What you are asked to do: Repeat exactly each line of the data provided below.

Collected material:
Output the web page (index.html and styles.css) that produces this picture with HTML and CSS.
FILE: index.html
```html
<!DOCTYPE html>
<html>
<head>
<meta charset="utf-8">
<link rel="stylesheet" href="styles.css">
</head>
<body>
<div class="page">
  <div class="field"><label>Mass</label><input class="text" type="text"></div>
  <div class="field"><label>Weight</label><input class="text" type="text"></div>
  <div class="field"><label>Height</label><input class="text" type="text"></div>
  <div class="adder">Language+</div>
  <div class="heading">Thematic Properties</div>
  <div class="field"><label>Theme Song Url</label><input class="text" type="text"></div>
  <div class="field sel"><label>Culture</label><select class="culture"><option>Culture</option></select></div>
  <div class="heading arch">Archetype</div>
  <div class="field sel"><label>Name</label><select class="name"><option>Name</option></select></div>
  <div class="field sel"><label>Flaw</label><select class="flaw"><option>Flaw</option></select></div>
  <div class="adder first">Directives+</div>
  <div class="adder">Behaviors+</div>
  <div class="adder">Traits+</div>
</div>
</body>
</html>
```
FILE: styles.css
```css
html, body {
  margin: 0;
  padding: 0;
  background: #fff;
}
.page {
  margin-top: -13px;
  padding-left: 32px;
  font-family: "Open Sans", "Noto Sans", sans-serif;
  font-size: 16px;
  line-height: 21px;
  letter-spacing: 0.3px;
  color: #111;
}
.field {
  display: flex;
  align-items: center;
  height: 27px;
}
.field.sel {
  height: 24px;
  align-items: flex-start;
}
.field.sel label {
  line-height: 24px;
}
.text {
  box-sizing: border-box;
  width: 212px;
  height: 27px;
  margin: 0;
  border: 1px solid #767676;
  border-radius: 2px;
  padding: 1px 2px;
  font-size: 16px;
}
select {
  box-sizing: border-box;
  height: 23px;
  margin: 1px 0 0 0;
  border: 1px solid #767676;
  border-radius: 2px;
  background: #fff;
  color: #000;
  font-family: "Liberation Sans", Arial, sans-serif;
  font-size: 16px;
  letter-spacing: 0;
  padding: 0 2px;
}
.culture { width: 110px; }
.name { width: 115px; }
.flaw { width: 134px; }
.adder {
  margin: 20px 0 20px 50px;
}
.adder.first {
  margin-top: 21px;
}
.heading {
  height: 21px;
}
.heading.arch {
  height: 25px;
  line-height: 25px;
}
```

Task output:
Output the web page (index.html and styles.css) that produces this picture with HTML and CSS.
FILE: index.html
```html
<!DOCTYPE html>
<html>
<head>
<meta charset="utf-8">
<link rel="stylesheet" href="styles.css">
</head>
<body>
<div class="page">
  <div class="field"><label>Mass</label><input class="text" type="text"></div>
  <div class="field"><label>Weight</label><input class="text" type="text"></div>
  <div class="field"><label>Height</label><input class="text" type="text"></div>
  <div class="adder">Language+</div>
  <div class="heading">Thematic Properties</div>
  <div class="field"><label>Theme Song Url</label><input class="text" type="text"></div>
  <div class="field sel"><label>Culture</label><select class="culture"><option>Culture</option></select></div>
  <div class="heading arch">Archetype</div>
  <div class="field sel"><label>Name</label><select class="name"><option>Name</option></select></div>
  <div class="field sel"><label>Flaw</label><select class="flaw"><option>Flaw</option></select></div>
  <div class="adder first">Directives+</div>
  <div class="adder">Behaviors+</div>
  <div class="adder">Traits+</div>
</div>
</body>
</html>
```
FILE: styles.css
```css
html, body {
  margin: 0;
  padding: 0;
  background: #fff;
}
.page {
  margin-top: -13px;
  padding-left: 32px;
  font-family: "Open Sans", "Noto Sans", sans-serif;
  font-size: 16px;
  line-height: 21px;
  letter-spacing: 0.3px;
  color: #111;
}
.field {
  display: flex;
  align-items: center;
  height: 27px;
}
.field.sel {
  height: 24px;
  align-items: flex-start;
}
.field.sel label {
  line-height: 24px;
}
.text {
  box-sizing: border-box;
  width: 212px;
  height: 27px;
  margin: 0;
  border: 1px solid #767676;
  border-radius: 2px;
  padding: 1px 2px;
  font-size: 16px;
}
select {
  box-sizing: border-box;
  height: 23px;
  margin: 1px 0 0 0;
  border: 1px solid #767676;
  border-radius: 2px;
  background: #fff;
  color: #000;
  font-family: "Liberation Sans", Arial, sans-serif;
  font-size: 16px;
  letter-spacing: 0;
  padding: 0 2px;
}
.culture { width: 110px; }
.name { width: 115px; }
.flaw { width: 134px; }
.adder {
  margin: 20px 0 20px 50px;
}
.adder.first {
  margin-top: 21px;
}
.heading {
  height: 21px;
}
.heading.arch {
  height: 25px;
  line-height: 25px;
}
```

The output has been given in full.